# REQUIREMENT
Count the lines below that contain the word "screenshot", and report only that number.

--- start DATA FOR THIS EXERCISE ---

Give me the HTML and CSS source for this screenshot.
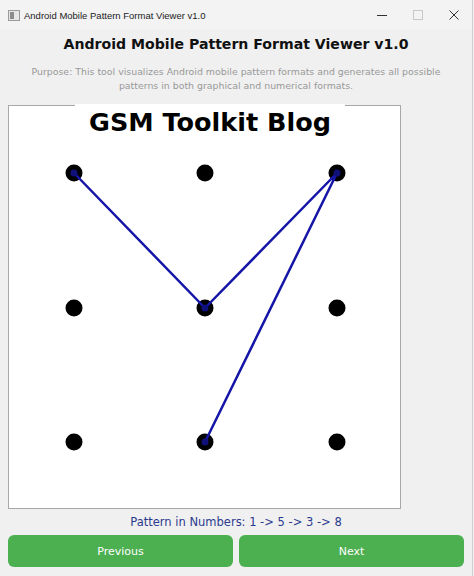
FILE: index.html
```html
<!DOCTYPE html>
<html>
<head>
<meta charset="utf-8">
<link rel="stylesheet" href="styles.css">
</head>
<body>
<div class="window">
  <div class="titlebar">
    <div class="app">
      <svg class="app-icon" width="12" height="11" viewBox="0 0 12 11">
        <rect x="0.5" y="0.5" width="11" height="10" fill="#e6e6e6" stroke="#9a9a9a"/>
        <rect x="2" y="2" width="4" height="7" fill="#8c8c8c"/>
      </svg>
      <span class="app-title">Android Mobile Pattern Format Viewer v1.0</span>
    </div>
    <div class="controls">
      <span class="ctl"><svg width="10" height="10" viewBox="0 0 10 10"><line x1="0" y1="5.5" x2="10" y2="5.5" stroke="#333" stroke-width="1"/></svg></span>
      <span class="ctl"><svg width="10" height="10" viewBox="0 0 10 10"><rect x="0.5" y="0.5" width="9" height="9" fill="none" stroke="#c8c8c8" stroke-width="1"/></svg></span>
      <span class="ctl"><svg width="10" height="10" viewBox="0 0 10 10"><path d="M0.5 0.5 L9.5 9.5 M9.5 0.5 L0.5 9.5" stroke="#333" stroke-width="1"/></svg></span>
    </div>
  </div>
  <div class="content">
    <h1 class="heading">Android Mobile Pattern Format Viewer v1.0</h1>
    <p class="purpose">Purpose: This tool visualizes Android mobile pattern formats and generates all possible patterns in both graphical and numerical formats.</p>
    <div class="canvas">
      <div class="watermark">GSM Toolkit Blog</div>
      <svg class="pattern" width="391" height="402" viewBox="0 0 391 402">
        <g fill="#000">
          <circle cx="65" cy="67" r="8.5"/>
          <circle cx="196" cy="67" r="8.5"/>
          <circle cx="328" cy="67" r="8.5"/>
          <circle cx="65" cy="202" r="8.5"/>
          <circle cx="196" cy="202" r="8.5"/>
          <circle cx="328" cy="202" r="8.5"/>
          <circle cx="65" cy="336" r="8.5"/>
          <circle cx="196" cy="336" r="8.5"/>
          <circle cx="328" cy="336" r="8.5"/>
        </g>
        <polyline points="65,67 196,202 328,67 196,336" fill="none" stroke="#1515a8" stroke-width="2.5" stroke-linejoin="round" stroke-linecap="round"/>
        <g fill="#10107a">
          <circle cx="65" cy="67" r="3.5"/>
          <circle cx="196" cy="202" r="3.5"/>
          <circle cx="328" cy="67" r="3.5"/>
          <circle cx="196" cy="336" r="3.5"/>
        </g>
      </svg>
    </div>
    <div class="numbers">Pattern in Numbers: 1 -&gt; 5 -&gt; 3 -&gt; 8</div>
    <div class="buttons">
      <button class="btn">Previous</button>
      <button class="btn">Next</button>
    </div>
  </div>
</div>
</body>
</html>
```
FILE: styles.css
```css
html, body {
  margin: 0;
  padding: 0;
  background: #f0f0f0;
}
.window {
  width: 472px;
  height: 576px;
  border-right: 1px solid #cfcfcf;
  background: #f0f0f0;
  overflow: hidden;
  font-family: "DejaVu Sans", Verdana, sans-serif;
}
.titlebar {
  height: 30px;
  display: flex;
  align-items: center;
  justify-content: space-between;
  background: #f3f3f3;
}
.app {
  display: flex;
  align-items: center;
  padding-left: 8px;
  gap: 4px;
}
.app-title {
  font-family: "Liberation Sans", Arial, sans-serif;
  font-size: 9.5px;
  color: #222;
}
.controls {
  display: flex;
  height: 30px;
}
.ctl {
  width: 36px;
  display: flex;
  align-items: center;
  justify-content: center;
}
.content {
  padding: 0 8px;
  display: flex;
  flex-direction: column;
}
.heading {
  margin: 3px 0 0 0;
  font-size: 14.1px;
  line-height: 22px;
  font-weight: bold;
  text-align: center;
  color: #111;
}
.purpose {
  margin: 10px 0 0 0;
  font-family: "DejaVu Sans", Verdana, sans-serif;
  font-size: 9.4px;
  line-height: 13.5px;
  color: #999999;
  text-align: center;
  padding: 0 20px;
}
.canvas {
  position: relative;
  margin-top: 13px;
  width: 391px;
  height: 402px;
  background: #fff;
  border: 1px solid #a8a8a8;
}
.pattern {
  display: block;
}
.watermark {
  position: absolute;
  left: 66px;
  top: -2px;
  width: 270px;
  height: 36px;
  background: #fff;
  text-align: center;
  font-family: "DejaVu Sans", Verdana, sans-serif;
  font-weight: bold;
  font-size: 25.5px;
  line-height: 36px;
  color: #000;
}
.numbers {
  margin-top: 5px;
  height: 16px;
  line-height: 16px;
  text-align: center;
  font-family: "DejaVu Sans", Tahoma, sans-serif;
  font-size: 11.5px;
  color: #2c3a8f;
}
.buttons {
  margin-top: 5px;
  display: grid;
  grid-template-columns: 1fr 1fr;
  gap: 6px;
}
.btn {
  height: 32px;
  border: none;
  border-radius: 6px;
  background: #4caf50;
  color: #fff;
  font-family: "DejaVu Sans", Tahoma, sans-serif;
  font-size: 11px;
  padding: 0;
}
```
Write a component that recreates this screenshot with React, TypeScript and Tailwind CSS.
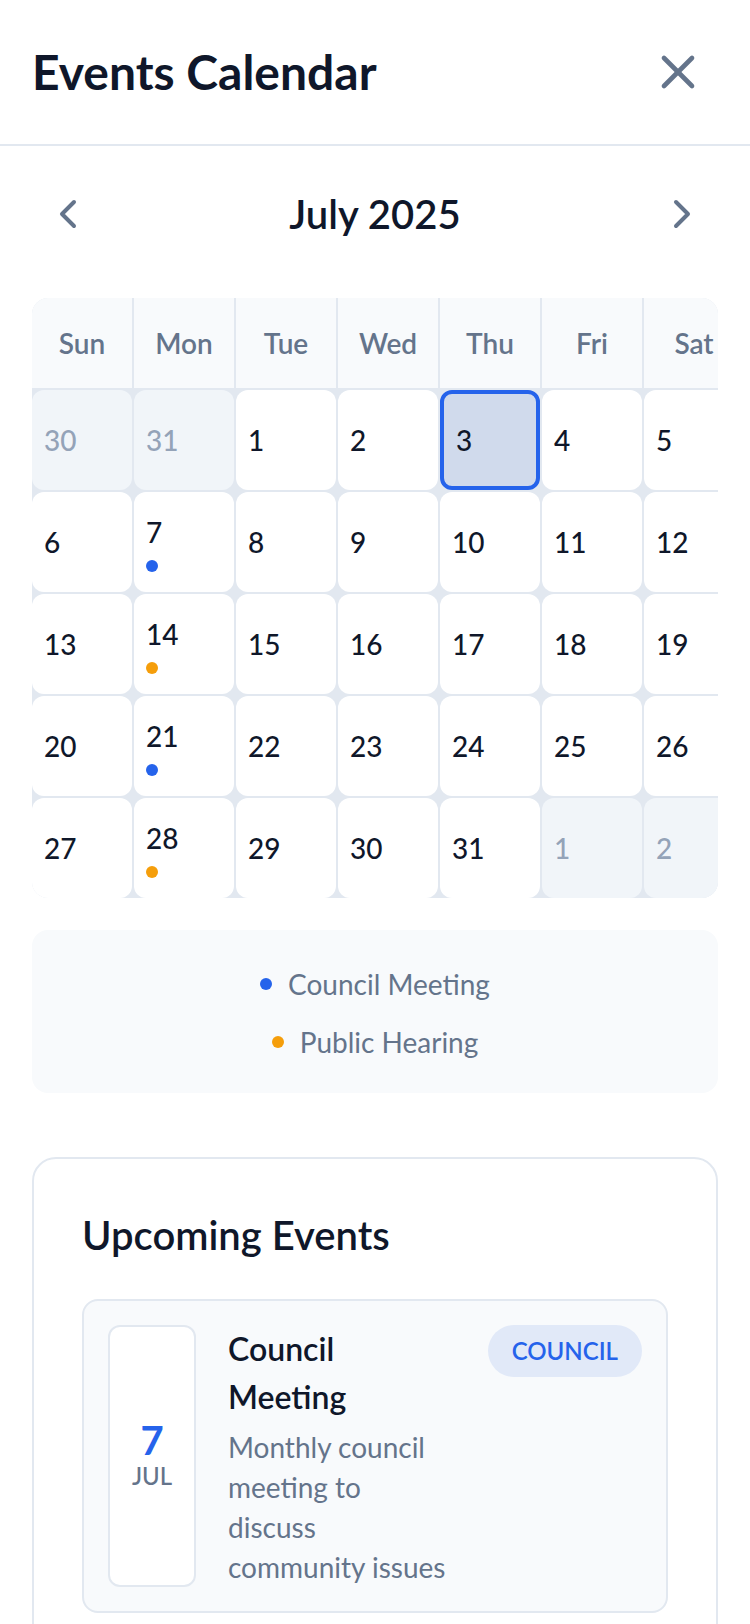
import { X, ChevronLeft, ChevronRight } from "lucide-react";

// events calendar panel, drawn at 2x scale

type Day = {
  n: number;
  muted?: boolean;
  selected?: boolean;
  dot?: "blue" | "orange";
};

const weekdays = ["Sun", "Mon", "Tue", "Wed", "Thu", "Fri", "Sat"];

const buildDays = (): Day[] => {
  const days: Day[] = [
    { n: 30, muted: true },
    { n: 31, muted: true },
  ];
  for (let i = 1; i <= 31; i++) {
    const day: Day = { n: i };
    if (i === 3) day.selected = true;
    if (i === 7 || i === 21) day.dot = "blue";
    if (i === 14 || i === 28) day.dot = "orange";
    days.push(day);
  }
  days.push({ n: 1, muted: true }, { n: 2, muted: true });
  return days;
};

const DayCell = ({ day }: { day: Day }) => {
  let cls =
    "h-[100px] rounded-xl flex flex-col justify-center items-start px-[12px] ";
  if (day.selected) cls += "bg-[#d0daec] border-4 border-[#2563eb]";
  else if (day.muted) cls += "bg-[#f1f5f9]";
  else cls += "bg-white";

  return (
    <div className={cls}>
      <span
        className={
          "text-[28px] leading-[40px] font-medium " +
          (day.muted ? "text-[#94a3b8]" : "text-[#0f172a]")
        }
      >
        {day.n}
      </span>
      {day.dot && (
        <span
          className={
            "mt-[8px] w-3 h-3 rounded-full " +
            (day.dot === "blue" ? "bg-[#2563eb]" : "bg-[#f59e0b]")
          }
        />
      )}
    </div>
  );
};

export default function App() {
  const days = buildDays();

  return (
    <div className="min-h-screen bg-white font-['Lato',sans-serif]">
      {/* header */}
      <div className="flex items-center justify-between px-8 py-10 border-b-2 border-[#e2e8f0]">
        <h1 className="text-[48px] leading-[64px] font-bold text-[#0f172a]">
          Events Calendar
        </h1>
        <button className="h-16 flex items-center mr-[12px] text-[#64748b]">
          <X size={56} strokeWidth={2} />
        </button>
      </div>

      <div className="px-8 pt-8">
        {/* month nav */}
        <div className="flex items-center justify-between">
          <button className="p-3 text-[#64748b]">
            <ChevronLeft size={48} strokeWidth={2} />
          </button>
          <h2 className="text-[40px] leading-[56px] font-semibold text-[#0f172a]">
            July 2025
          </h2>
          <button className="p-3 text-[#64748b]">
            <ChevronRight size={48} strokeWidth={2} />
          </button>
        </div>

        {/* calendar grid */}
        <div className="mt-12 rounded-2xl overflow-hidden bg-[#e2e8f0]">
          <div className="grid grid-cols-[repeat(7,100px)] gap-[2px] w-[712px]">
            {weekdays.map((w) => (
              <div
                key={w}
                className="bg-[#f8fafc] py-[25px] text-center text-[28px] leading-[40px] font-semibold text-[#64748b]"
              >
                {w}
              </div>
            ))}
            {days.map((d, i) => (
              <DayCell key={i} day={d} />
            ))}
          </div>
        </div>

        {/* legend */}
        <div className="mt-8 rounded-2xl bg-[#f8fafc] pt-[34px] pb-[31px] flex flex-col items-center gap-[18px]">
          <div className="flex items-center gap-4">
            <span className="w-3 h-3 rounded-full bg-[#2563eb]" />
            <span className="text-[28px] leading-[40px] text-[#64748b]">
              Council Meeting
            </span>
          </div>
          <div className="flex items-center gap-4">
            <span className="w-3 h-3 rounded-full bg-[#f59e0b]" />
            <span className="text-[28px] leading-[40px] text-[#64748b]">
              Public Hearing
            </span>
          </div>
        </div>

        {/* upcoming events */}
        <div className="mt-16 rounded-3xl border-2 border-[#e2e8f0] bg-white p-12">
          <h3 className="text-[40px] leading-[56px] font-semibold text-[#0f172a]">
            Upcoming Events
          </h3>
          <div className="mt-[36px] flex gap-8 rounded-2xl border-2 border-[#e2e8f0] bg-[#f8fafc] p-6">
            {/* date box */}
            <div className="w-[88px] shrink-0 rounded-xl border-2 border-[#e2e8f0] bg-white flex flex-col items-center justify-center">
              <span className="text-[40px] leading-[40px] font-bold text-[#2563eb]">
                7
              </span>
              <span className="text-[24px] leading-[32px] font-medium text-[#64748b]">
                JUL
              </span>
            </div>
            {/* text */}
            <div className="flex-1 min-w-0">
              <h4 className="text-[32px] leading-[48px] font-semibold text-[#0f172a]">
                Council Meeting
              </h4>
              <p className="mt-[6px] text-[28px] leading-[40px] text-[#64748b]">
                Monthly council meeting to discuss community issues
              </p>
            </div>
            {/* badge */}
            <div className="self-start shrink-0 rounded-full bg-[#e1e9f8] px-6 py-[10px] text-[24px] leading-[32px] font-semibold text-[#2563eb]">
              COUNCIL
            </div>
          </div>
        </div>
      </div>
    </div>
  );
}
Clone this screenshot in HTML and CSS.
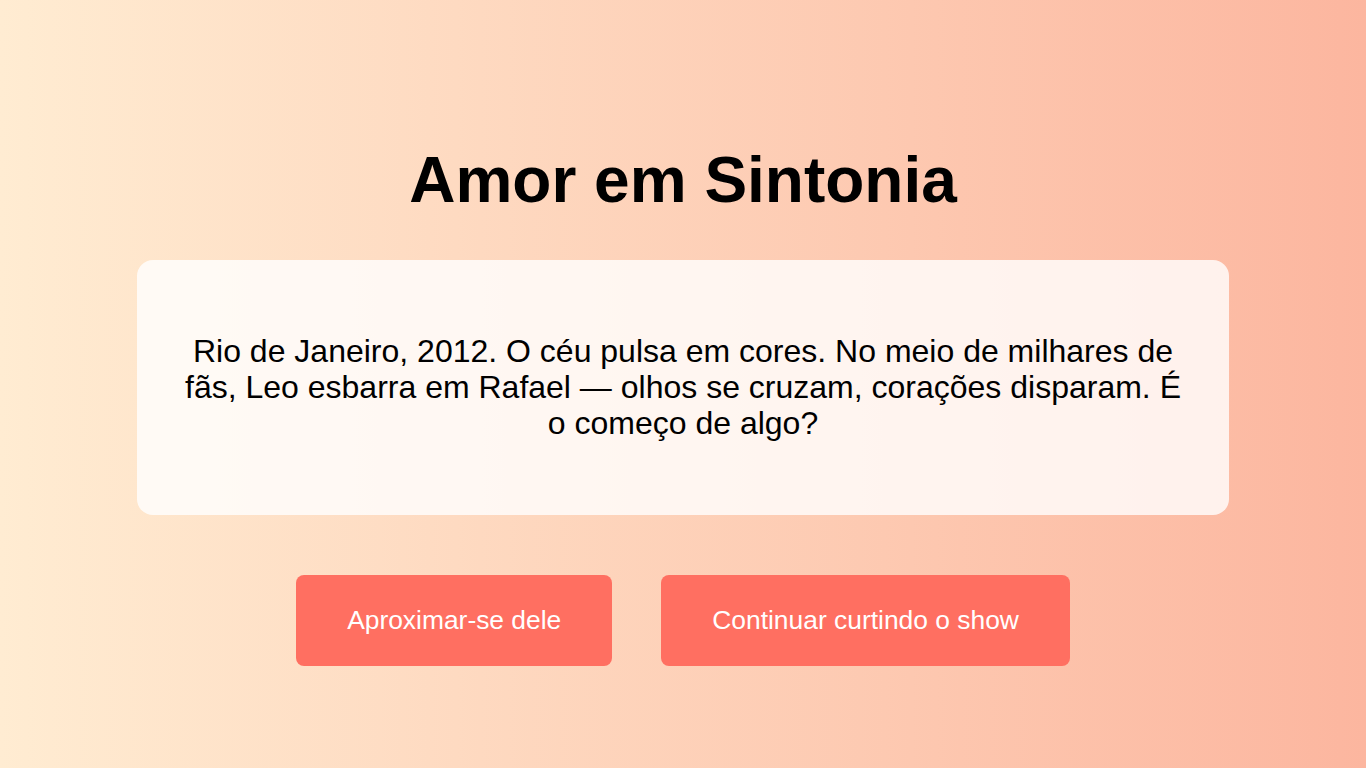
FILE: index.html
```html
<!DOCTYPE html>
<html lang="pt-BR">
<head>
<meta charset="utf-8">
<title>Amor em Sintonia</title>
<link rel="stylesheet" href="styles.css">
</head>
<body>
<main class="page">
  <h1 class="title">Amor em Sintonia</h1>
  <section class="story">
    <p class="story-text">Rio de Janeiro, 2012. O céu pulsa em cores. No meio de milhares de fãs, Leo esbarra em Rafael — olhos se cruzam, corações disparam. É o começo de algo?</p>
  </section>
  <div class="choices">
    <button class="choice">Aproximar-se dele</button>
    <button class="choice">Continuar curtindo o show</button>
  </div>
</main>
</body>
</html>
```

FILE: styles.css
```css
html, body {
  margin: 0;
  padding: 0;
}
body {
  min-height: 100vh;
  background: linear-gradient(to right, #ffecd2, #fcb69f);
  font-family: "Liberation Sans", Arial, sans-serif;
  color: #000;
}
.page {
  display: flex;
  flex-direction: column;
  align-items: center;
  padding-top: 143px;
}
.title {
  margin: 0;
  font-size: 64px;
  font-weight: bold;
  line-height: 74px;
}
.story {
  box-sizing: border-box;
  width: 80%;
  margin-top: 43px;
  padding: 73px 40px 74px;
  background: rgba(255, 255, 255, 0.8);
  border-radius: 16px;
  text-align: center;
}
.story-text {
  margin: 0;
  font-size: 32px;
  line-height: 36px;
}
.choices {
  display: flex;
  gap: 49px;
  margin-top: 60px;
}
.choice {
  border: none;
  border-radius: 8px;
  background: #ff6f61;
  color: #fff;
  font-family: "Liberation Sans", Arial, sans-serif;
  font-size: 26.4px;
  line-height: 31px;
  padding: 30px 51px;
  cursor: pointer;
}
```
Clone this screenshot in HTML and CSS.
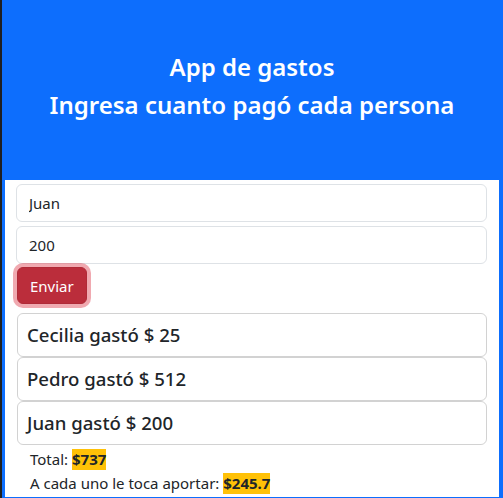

--- end DATA FOR THIS EXERCISE ---

# EXPECTED ANSWER
4